Musings from the Alphapet (top dog)

Finally.  I’ve figured out what is fundamentally wrong with us all in this country.  We speak English!   Pfuh!  Why hasn’t anyone else noticed this and sorted it?

It’s not the language per se that is primarily at fault – although we have to admit it’s not the most beautiful of tongues, but it’s the fact that it simply lacks feeling.

I have just read that Eskimos have thirty-two, that’s THIRTY-TWO words for love.  Now, I don’t know if that’s because they spend a lot of time snuggled up under fur throws with time on their hands  between trapping expeditions and carving soapstone Ookpiks to come up with ingenious ways to keep warm but all I can say is “bring on the Winter” if it will help our linguistic frigidity.

And they’re not alone.  My yoga instructor informs me that there are 96 words for love in Sanskrit, and that’s a largely historical and ceremonial language these days.  There are 80 in ancient Persian and 3 in Greek.  There are probably 370 in French and Italian but they’re all too busy using them to write them down anywhere.

Like the (much exaggerated) number of words Eskimos have for snow they would, however, probably die of frustration if they only had one word for it.  We’re dying of detachment because we only have one word for love.

How deliciously expressive it would be to have different ways to communicate our love of animals, food, beauty, the senses and even inanimate objects.  I had a couch that I loved once.  He was called George and it would have been very special to have been able to express my affection for him.  Slouve?

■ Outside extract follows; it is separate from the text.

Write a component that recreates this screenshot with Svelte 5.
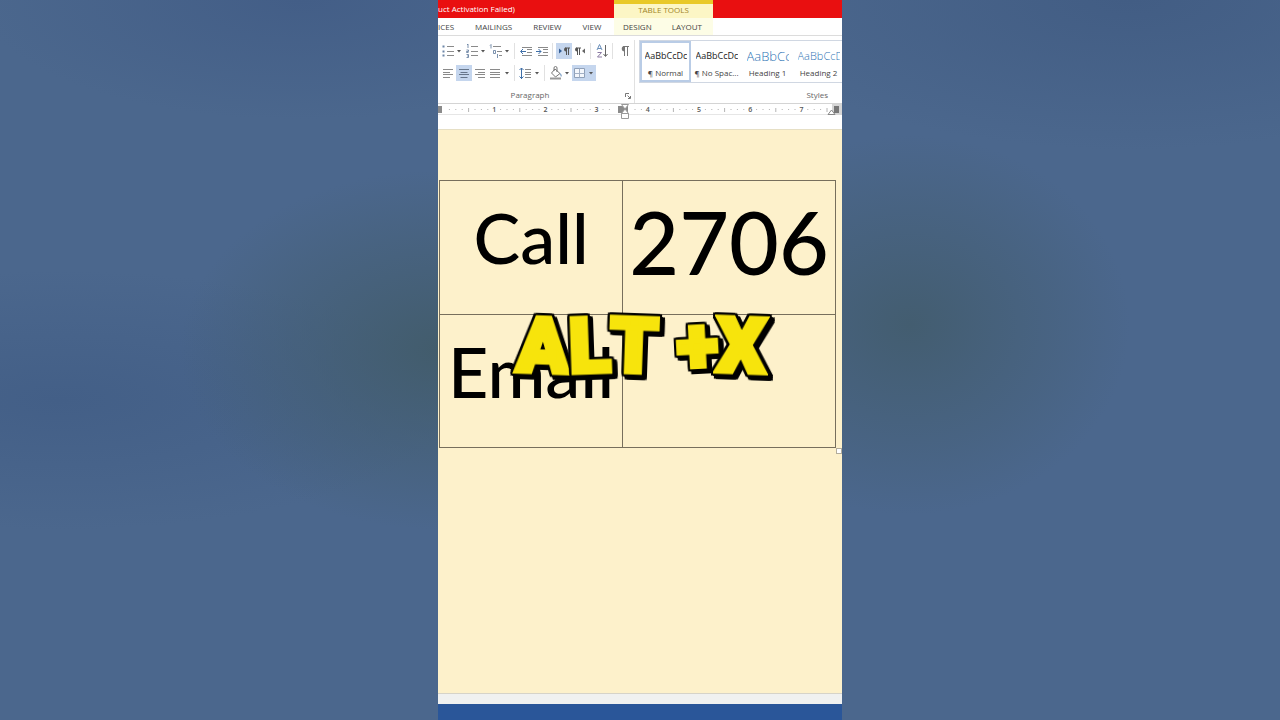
<script lang="ts">
	const tabs = ['ICES', 'MAILINGS', 'REVIEW', 'VIEW'];
	const toolTabs = ['DESIGN', 'LAYOUT'];

	type Tool = { id: string; label: string; menu?: boolean; on?: boolean };

	const rows: Tool[][][] = [
		[
			[
				{ id: 'bullets', label: 'Bullets', menu: true },
				{ id: 'numbers', label: 'Numbering', menu: true },
				{ id: 'levels', label: 'Multilevel list', menu: true }
			],
			[
				{ id: 'outdent', label: 'Decrease indent' },
				{ id: 'indent', label: 'Increase indent' }
			],
			[
				{ id: 'ltr', label: 'Left-to-right', on: true },
				{ id: 'rtl', label: 'Right-to-left' }
			],
			[{ id: 'sort', label: 'Sort' }],
			[{ id: 'marks', label: 'Show marks' }]
		],
		[
			[
				{ id: 'left', label: 'Align left' },
				{ id: 'center', label: 'Center', on: true },
				{ id: 'right', label: 'Align right' },
				{ id: 'justify', label: 'Justify', menu: true }
			],
			[{ id: 'spacing', label: 'Line spacing', menu: true }],
			[
				{ id: 'shading', label: 'Shading', menu: true },
				{ id: 'borders', label: 'Borders', menu: true, on: true }
			]
		]
	];

	const styles = [
		{ sample: 'AaBbCcDc', name: '¶ Normal', kind: 'body', on: true },
		{ sample: 'AaBbCcDc', name: '¶ No Spac...', kind: 'body', on: false },
		{ sample: 'AaBbCc', name: 'Heading 1', kind: 'h1', on: false },
		{ sample: 'AaBbCcD', name: 'Heading 2', kind: 'h2', on: false }
	];

	const caption = [
		{ char: 'A', tilt: 2 },
		{ char: 'L', tilt: -2 },
		{ char: 'T', tilt: 2 },
		{ char: ' ', tilt: 0 },
		{ char: '+', tilt: -3 },
		{ char: 'X', tilt: 2 }
	];

	const inch = 51.2;
	const inches = [1, 2, 3, 4, 5, 6, 7];
	const ticks = Array.from({ length: 62 }, (_, i) => i + 1).filter((i) => i % 8 !== 0);
</script>

<main>
	<section class="screen">
		<header class="titlebar">
			<span class="title">uct Activation Failed)</span>
			<span class="context-title">TABLE TOOLS</span>
		</header>

		<nav class="tabs">
			<div class="main-tabs">
				{#each tabs as tab}
					<a href="#{tab.toLowerCase()}">{tab}</a>
				{/each}
			</div>
			<div class="context-tabs">
				{#each toolTabs as tab}
					<a href="#{tab.toLowerCase()}">{tab}</a>
				{/each}
			</div>
		</nav>

		<div class="ribbon">
			<div class="group paragraph">
				{#each rows as row}
					<div class="tools">
						{#each row as set}
							<div class="set">
								{#each set as tool}
									<button type="button" class:on={tool.on} aria-label={tool.label}>
										<svg width="16" height="16" viewBox="0 0 16 16" fill="none" stroke="#8a8a8a">
											{#if tool.id === 'bullets'}
												<path d="M7 3.5h7M7 8.5h7M7 12.5h7" />
												<path d="M2.500 3.500h2M2.500 8.500h2M2.500 12.500h2" stroke="#6d86a8" stroke-width="2" />
											{:else if tool.id === 'numbers'}
												<path d="M7 3.500h7M7 8.500h7M7 12.500h7" />
												<path d="M3 2l1-1v4M2.500 7h2v1.500h-2v1h2M2.500 11.500h2v3h-2M3 13h1.500" stroke="#5b7699" stroke-width=".8" />
											{:else if tool.id === 'levels'}
												<path d="M5 3.500h8M9 8.500h5M11 12.500h3" />
												<path d="M2 2.500l1-1v4M5.500 7.500h2v3h-2zM9.500 11v4" stroke="#5b7699" stroke-width=".8" />
											{:else if tool.id === 'outdent' || tool.id === 'indent'}
												<path d="M4 4.500h10M9 6.500h5M9 9.500h5M4 12.500h10" />
												{#if tool.id === 'outdent'}
													<path d="M8 8.500H3M5 6L2.500 8.500 5 11" stroke="#3f6fa8" />
												{:else}
													<path d="M2 8.500h5M4.500 6L7 8.500 4.500 11" stroke="#3f6fa8" />
												{/if}
											{:else if tool.id === 'ltr'}
												<path d="M3 5.500v5l3-2.500z" fill="#345f96" stroke="none" />
												<path d="M10.500 5v7M12.500 5v7M9 5h5" stroke="#555" />
												<path d="M10 4.500a2 2 0 0 0 0 4z" fill="#555" stroke="none" />
											{:else if tool.id === 'rtl'}
												<path d="M13 5.500v5l-3-2.500z" fill="#666" stroke="none" />
												<path d="M5.500 5v7M7.500 5v7M4 5h5" stroke="#555" />
												<path d="M5 4.500a2 2 0 0 0 0 4z" fill="#555" stroke="none" />
											{:else if tool.id === 'sort'}
												<path d="M3 7l2.500-5.500L8 7M4 5.500h3" stroke="#6a8fba" />
												<path d="M3.500 9.500h4l-4 4.500h4.500" stroke="#8b7aa3" />
												<path d="M11.500 2v11M9.500 11l2 2.500 2-2.500" stroke="#666" />
											{:else if tool.id === 'marks'}
												<path d="M8.500 3v10M11.500 3v10M7 3.500h6" stroke="#777" />
												<path d="M8.500 3a2.500 2.500 0 0 0 0 5.500z" fill="#777" stroke="none" />
											{:else if tool.id === 'left'}
												<path d="M3 4.500h10M3 7.500h7M3 9.500h10M3 12.500h7" />
											{:else if tool.id === 'center'}
												<path d="M3 4.500h10M4.500 7.500h7M3 9.500h10M4.500 12.500h7" stroke="#66758a" />
											{:else if tool.id === 'right'}
												<path d="M3 4.500h10M6 7.500h7M3 9.500h10M6 12.500h7" />
											{:else if tool.id === 'justify'}
												<path d="M2 4.500h10M2 7.500h10M2 9.500h10M2 12.500h10" />
											{:else if tool.id === 'spacing'}
												<path d="M7 4.500h6M7 7.500h6M7 9.500h6M7 12.500h6" />
												<path d="M3.500 3v11M1.500 5l2-2 2 2M1.500 11.500l2 2 2-2" stroke="#3f6fa8" />
											{:else if tool.id === 'shading'}
												<path d="M7 4l5 4.500-4.500 3.500-4-4zM6 6V3a1.500 1.500 0 0 1 3 0v4" stroke="#777" />
												<path d="M12 8q2.500 2 1 4z" fill="#4978ad" stroke="none" />
												<path d="M2 13.500h11" stroke="#999" stroke-width="2" />
											{:else}
												<path d="M2.500 3.500h10v9h-10z" stroke="#8fa0b8" fill="#f4f7fc" />
												<path d="M7.500 3.500v9M2.500 8.500h10" stroke="#a3b1c6" />
											{/if}
										</svg>
										{#if tool.menu}
											<svg width="8" height="16" viewBox="0 0 8 16"><path d="M1 7h4L3 9.500z" fill="#555" /></svg>
										{/if}
									</button>
								{/each}
							</div>
						{/each}
					</div>
				{/each}
				<div class="group-label">
					<span>Paragraph</span>
					<svg class="launcher" width="6" height="6" viewBox="0 0 6 6" fill="none" stroke="#777">
						<path d="M.5 4V.5H4M2.500 2.500L5 5M5.500 3v2.500H3" />
					</svg>
				</div>
			</div>

			<div class="group styles">
				<div class="gallery">
					{#each styles as style}
						<button type="button" class="style" class:picked={style.on}>
							<span class="sample {style.kind}">{style.sample}</span>
							<span class="name">{style.name}</span>
						</button>
					{/each}
				</div>
				<div class="group-label">Styles</div>
			</div>
		</div>

		<svg class="ruler" viewBox="0 0 404 26" aria-hidden="true">
			<path d="M0 .5h404" stroke="#d4d4d4" />
			<path d="M0 11.500h404" stroke="#e6e6e6" />
			<path d="M0 3h4v7H0zM180 3h10v7h-10z" fill="#8b8b8b" />
			<path d="M394 1h10v11h-10z" fill="#d6d6d6" />
			<path d="M396 3h5v7h-5z" fill="#777" />
			{#each ticks as tick}
				{@const x = 5 + (tick * inch) / 8}
				{#if x < 176 || (x > 194 && x < 392)}
					<path d="M{x} {tick % 4 === 0 ? 5 : 6}v{tick % 4 === 0 ? 4 : 1}" stroke="#b4b4b4" />
				{/if}
			{/each}
			{#each inches as n}
				<text x={5 + n * inch} y="9">{n}</text>
			{/each}
			<path d="M183.500 1.500h7L187 6zM187 6l3.500 4.500h-7zM183.500 10.500h7v5h-7z" fill="#fff" stroke="#9a9a9a" />
			<path d="M390 11.500l3.500-4.500 3.500 4.500z" fill="#fff" stroke="#888" />
		</svg>

		<article class="page">
			<div class="sheet">
				<table>
					<tbody>
						<tr><td>Call</td><td class="number">2706</td></tr>
						<tr><td>Email</td><td></td></tr>
					</tbody>
				</table>
				<i class="handle"></i>
				<div class="caption">
					{#each caption as { char, tilt }}<span style:rotate="{tilt}deg">{char}</span>{/each}
				</div>
			</div>
		</article>

		<div class="scrollbar"></div>
		<footer></footer>
	</section>
</main>

<style>
	:global(body) {
		margin: 0;
	}

	main {
		display: flex;
		justify-content: center;
		min-height: 100vh;
		background:
			radial-gradient(ellipse 260px 180px at 440px 350px, #425c6c 0%, #435d7000 100%),
			radial-gradient(ellipse 220px 190px at 910px 325px, #435d70 0%, #435d7000 100%),
			radial-gradient(ellipse 320px 120px at 300px 0, #435e87 0%, #435e8700 100%),
			radial-gradient(ellipse 400px 150px at 1130px 0, #425d84 0%, #425d8400 100%),
			radial-gradient(ellipse 400px 130px at 60px 400px, #435f87 0%, #435f8700 100%),
			#4b678d;
		font-family: 'Open Sans', 'Noto Sans', sans-serif;
		font-size: 8px;
		color: #444;
	}

	.screen {
		display: flex;
		flex-direction: column;
		width: 56.111vh;
		min-width: 404px;
		min-height: 100vh;
		overflow: hidden;
		background: #fff;
	}

	.titlebar {
		display: flex;
		height: 18px;
		line-height: 18px;
		background: #e90f10;
		color: #fff;
	}

	.title {
		width: 176px;
		white-space: nowrap;
	}

	.context-title {
		width: 99px;
		box-sizing: border-box;
		border-top: 4px solid #e9c928;
		background: #fcf6c5;
		color: #a08428;
		line-height: 12px;
		text-align: center;
	}

	.tabs {
		display: flex;
		height: 17px;
		line-height: 18px;
		border-bottom: 1px solid #dcdcdc;
	}

	.tabs a {
		color: #444;
		text-decoration: none;
	}

	.main-tabs {
		display: flex;
		gap: 21px;
		width: 176px;
	}

	.context-tabs {
		display: flex;
		gap: 20px;
		box-sizing: border-box;
		width: 99px;
		padding-left: 9px;
		background: #fdfde6;
	}

	.ribbon {
		display: flex;
		height: 67px;
		padding-top: 4px;
		box-sizing: border-box;
	}

	.group {
		display: flex;
		flex-direction: column;
	}

	.paragraph {
		width: 197px;
		box-sizing: border-box;
		padding: 3px 0 0 2px;
		border-right: 1px solid #e1e1e1;
	}

	.tools {
		display: flex;
		height: 16px;
		margin-bottom: 6px;
	}

	.set {
		display: flex;
	}

	.set + .set {
		margin-left: 2px;
		padding-left: 3px;
		border-left: 1px solid #e1e1e1;
	}

	button {
		display: flex;
		padding: 0;
		border: 0;
		background: none;
		font: inherit;
		color: inherit;
	}

	button.on {
		background: #c5d6ee;
	}

	.group-label {
		display: flex;
		justify-content: center;
		line-height: 16px;
		color: #666;
	}

	.paragraph .group-label {
		position: relative;
		padding-right: 14px;
	}

	.launcher {
		position: absolute;
		right: 3px;
		top: 6px;
	}

	.styles {
		flex: 1;
		min-width: 0;
		padding: 0 0 0 4px;
	}

	.gallery {
		display: flex;
		height: 43px;
		margin-bottom: 4px;
		box-sizing: border-box;
		border: 1px solid #d0d7e2;
		border-right: 0;
		overflow: hidden;
	}

	.style {
		flex: 0 0 51px;
		flex-direction: column;
		align-items: center;
		box-sizing: border-box;
		padding: 3px 2px 0;
		border: 2px solid transparent;
		overflow: hidden;
	}

	.style.picked {
		border-color: #b9cce6;
	}

	.sample {
		width: 42px;
		height: 20px;
		line-height: 20px;
		font-size: 9px;
		font-weight: 500;
		text-align: left;
		white-space: nowrap;
		overflow: hidden;
		color: #222;
	}

	.sample.h1 {
		font-size: 13px;
		font-weight: 300;
		color: #2e74b5;
	}

	.sample.h2 {
		font-size: 11px;
		font-weight: 300;
		color: #2e74b5;
	}

	.name {
		line-height: 14px;
		white-space: nowrap;
	}

	.styles .group-label {
		padding: 0 14px 0 0;
		justify-content: flex-end;
	}

	.ruler {
		display: block;
		width: 100%;
		font-size: 7px;
		font-weight: 600;
		text-anchor: middle;
		fill: #555;
	}

	.page {
		flex: 1;
		padding: 50px 6px 0 1px;
		border-top: 1px solid #e6dfc5;
		background: #fdf1cb;
	}

	.sheet {
		position: relative;
	}

	table {
		width: 100%;
		border-collapse: collapse;
		table-layout: fixed;
		font-family: Lato, 'Open Sans', sans-serif;
		font-size: 70px;
		font-weight: 500;
		line-height: 80px;
		color: #000;
	}

	td {
		height: 116px;
		padding: 16px 0 0;
		border: 1px solid #776f5c;
		text-align: center;
		vertical-align: top;
	}

	td:first-child {
		width: 46%;
	}

	.number {
		font-size: 86px;
		line-height: 102px;
		padding-top: 10px;
		height: 123px;
	}

	.handle {
		position: absolute;
		right: -6px;
		bottom: -6px;
		width: 4px;
		height: 4px;
		border: 1px solid #b3ad9c;
		background: #fff;
	}

	.caption {
		position: absolute;
		top: 128px;
		left: 78px;
		font-family: Roboto, sans-serif;
		font-size: 76px;
		line-height: 76px;
		font-weight: 900;
		white-space: pre;
		color: #f7e40c;
		-webkit-text-stroke: 5px #f7e40c;
	}

	/* stacked shadows give each letter its own outline over the one before */
	.caption span {
		display: inline-block;
		filter: drop-shadow(2px 0 0 #000) drop-shadow(-2px 0 0 #000) drop-shadow(0 2px 0 #000)
			drop-shadow(0 -2px 0 #000) drop-shadow(3px 3px 0 #000);
	}

	.scrollbar {
		height: 10px;
		border-top: 1px solid #d6d3c8;
		background: #f0f1f0;
	}

	footer {
		height: 16px;
		background: #2a5699;
	}
</style>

It’s no coincidence (well, maybe just to me) that “wolves” (the Gray variety genetically proven to be the ancestor of the domestic dog) has the word love neatly embraced within it.  Like woof and love!  I’ve just told Dinah, my Golden retriever, that I “wolve” her.  She rolled on her back and wrapped her front paws around my neck.  I rest my case.

Our language just isn’t vibrant enough.  I’m constantly coming up with words to illuminate exactly what I mean.  Living in the North East of Scotland, I don’t have barbecues.  I have ‘brrrbecues’.  Out walking I see lots of little white ‘deerrieres’ disappearing through the trees: roe deer bottoms.  I use a highly specialised cleaning product for pet accidents: ‘shampoop’, and whilst on the subject (sort of) what I’m served at the hairdresser is ‘coiffee’.  My spell-checker has just gone into meltdown.

As Noam Chomsky once said, “Language is a process of free creation; its laws and principles are fixed, but the manner in which the principles of generation are used is free and infinitely varied.”

I’ll muster all my ‘inkspiration’ (a vital tool for a writer) to try to brighten up the ‘blandscape’ which is our leaden lingo.  If it’s corny enough it might even turn up on ‘Amaizon.com’.  Groan.

There’s a ‘Roverture’ (classical barking) going on around me.  Time for walkies again … because I ‘wolve’ them.